Located in a strip mall next to an auto repair shop, the storefront of Al-Farah Fashion is unassuming. However, the inside of the store is full of beautiful garments and a rich history of serving the Muslim community for the last 10 years.
Owner and designer Terry Cormier felt the need to open the store after she converted to Islam 14 years ago.
"After I converted, I realized it was so hard to get modest clothing. It was so hard to get things I needed," she said.
Cormier decided to take the matter into her own hands. First, she started out by designing and selling scarves online from her house.
"People loved it. They started showing up at my door asking for more," Cormier said.
That's when she started Al-Farah Fashion in Anaheim. The store is full of garments, both traditional and modern. During the last 10 years, she has curated products from Syria, Saudi Arabia, and Egypt, just to name a few. She has also worked with local artists to promote their design and artwork.
Recently designer Anniesa Hasibuan made New York Fashion Week history by presenting every outfit with a hijab. Hasibuan was not only the first Indonesian woman to feature in NYFW, but her show was the first runway show feature a hijab with all of the outfits. Modest fashion catered to Muslim women has been slowly gaining traction in the fashion world, and some see it as an area with lot of potential growth. However, it's still hard to find a local store that fills the void of modest clothing.

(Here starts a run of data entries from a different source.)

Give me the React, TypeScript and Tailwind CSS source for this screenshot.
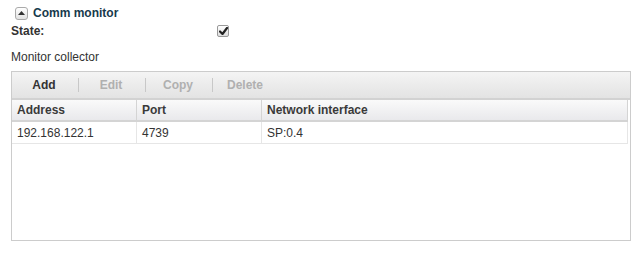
import React from 'react';

const columns = [
  { key: 'address', label: 'Address', width: 'w-[125px]' },
  { key: 'port', label: 'Port', width: 'w-[125px]' },
  { key: 'iface', label: 'Network interface', width: 'flex-1' },
];

const rows = [{ address: '192.168.122.1', port: '4739', iface: 'SP:0.4' }];

const tools = [
  { label: 'Add', enabled: true },
  { label: 'Edit', enabled: false },
  { label: 'Copy', enabled: false },
  { label: 'Delete', enabled: false },
];

export default function App() {
  return (
    <div className="w-[642px] h-[253px] bg-white text-[12px] text-[#333] font-['Liberation_Sans',Arial,sans-serif]">
      {/* Section header */}
      <div className="flex items-center h-[14px] pt-[12px] pl-[15px]">
        <span className="w-[13px] h-[13px] rounded-[3px] border border-[#aaa] bg-gradient-to-b from-white to-[#e2e2e2] flex items-center justify-center">
          <svg width="7" height="4" viewBox="0 0 7 4">
            <path d="M0 4 L3.5 0 L7 4 Z" fill="#333" />
          </svg>
        </span>
        <span className="ml-[5px] font-bold text-[#173a4c] leading-none">Comm monitor</span>
      </div>

      {/* State row */}
      <div className="flex items-center h-[14px] mt-[10px] pl-[11px]">
        <span className="font-bold w-[206px]">State:</span>
        <span className="w-[12px] h-[12px] rounded-[2px] border border-[#999] bg-gradient-to-b from-white to-[#ddd] flex items-center justify-center">
          <svg width="9" height="8" viewBox="0 0 9 8">
            <path d="M1 4.5 L3.5 7 L8 1" stroke="#222" strokeWidth="2.2" fill="none" strokeLinecap="round" strokeLinejoin="round" />
          </svg>
        </span>
      </div>

      <div className="pl-[11px] mt-[12px] leading-[14px]">Monitor collector</div>

      {/* Grid */}
      <div className="ml-[11px] mt-[7px] w-[620px] h-[170px] border border-[#ccc] flex flex-col">
        <div className="h-[28px] shrink-0 flex items-center bg-gradient-to-b from-[#f4f4f4] to-[#e3e3e3] border-b-2 border-[#d2d2d2]">
          {tools.map((t, i) => (
            <React.Fragment key={t.label}>
              {i > 0 && <span className="w-px h-[14px] bg-[#c8c8c8]" />}
              <span
                className={`w-[66px] pr-[2px] text-center font-bold ${t.enabled ? 'text-[#333]' : 'text-[#b0b0b0]'}`}
              >
                {t.label}
              </span>
            </React.Fragment>
          ))}
        </div>

        <div className="flex shrink-0 h-[22px] w-[616px] bg-gradient-to-b from-[#fafafa] to-[#e9e9ec] border-b-2 border-[#d4d4d4] border-r border-r-[#d4d4d4]">
          {columns.map((c, i) => (
            <div
              key={c.key}
              className={`${c.width} flex items-center pl-[5px] font-bold text-[#3a3a3a] ${i < columns.length - 1 ? 'border-r border-[#d4d4d4]' : ''}`}
            >
              {c.label}
            </div>
          ))}
        </div>

        {rows.map((r) => (
          <div key={r.address} className="flex shrink-0 h-[22px] w-[616px] border-b border-r border-[#e6e6e6]">
            <div className="w-[125px] flex items-center pl-[5px] border-r border-[#e6e6e6]">{r.address}</div>
            <div className="w-[125px] flex items-center pl-[5px] border-r border-[#e6e6e6]">{r.port}</div>
            <div className="flex-1 flex items-center pl-[5px]">{r.iface}</div>
          </div>
        ))}
      </div>
    </div>
  );
}
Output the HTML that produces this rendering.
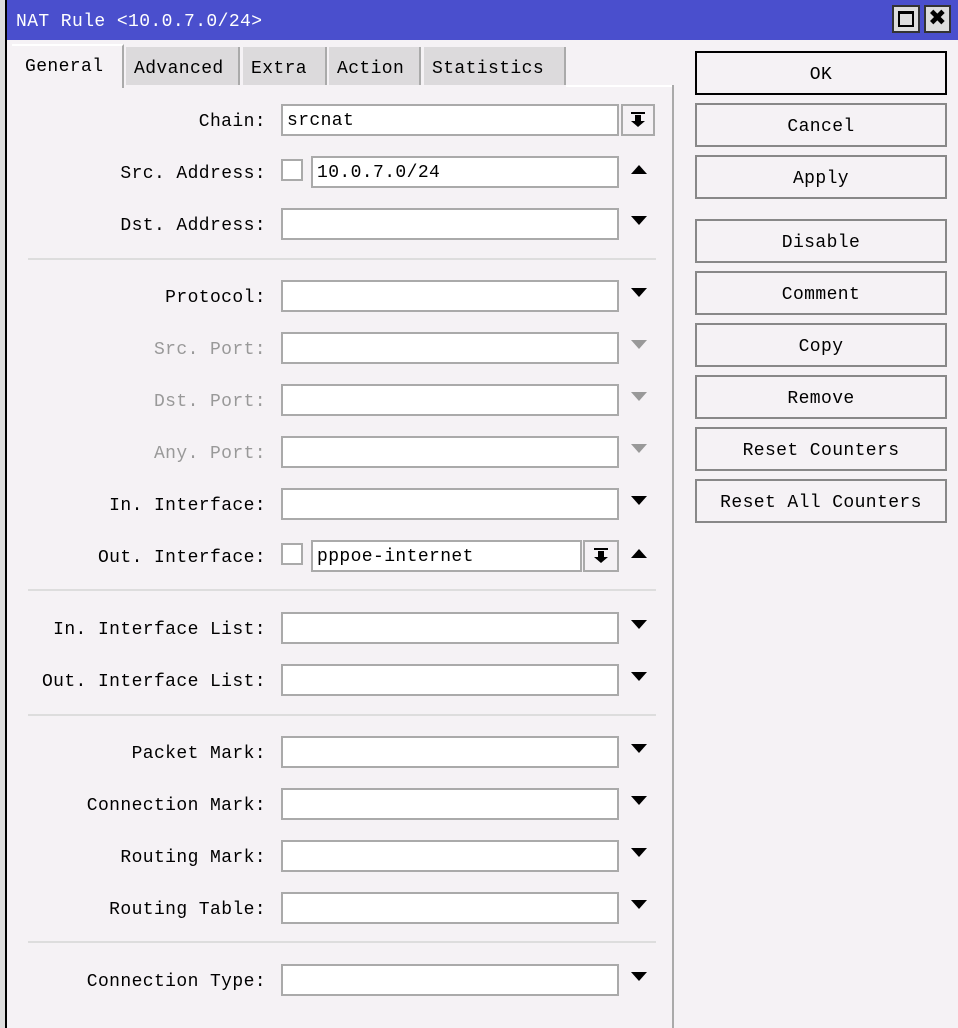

"People come to my store from Los Angeles all the time, also from San Diego too," said Cormier.
That diversity is reflected in her store, where she carries different style of garments according to what's trending in different countries. The store carries Kaftans, Abayas, Turkish style dresses as well as modern clothes that are designed in-house.
The most popular item of all is the scarves. The store has a dedicated section full of scarves, ranging from casual, soft jersey to beaded scarves with electric colors.
"It's not only the Muslim women that come in to the store. We get customers from all different religions like Christians and Jewish women who are looking for modest clothing," Cormier said.
When asked about what she thought of the recent history made at NYFW, Cormier said "I'm not surprised, because (the hijab) has been becoming more mainstream."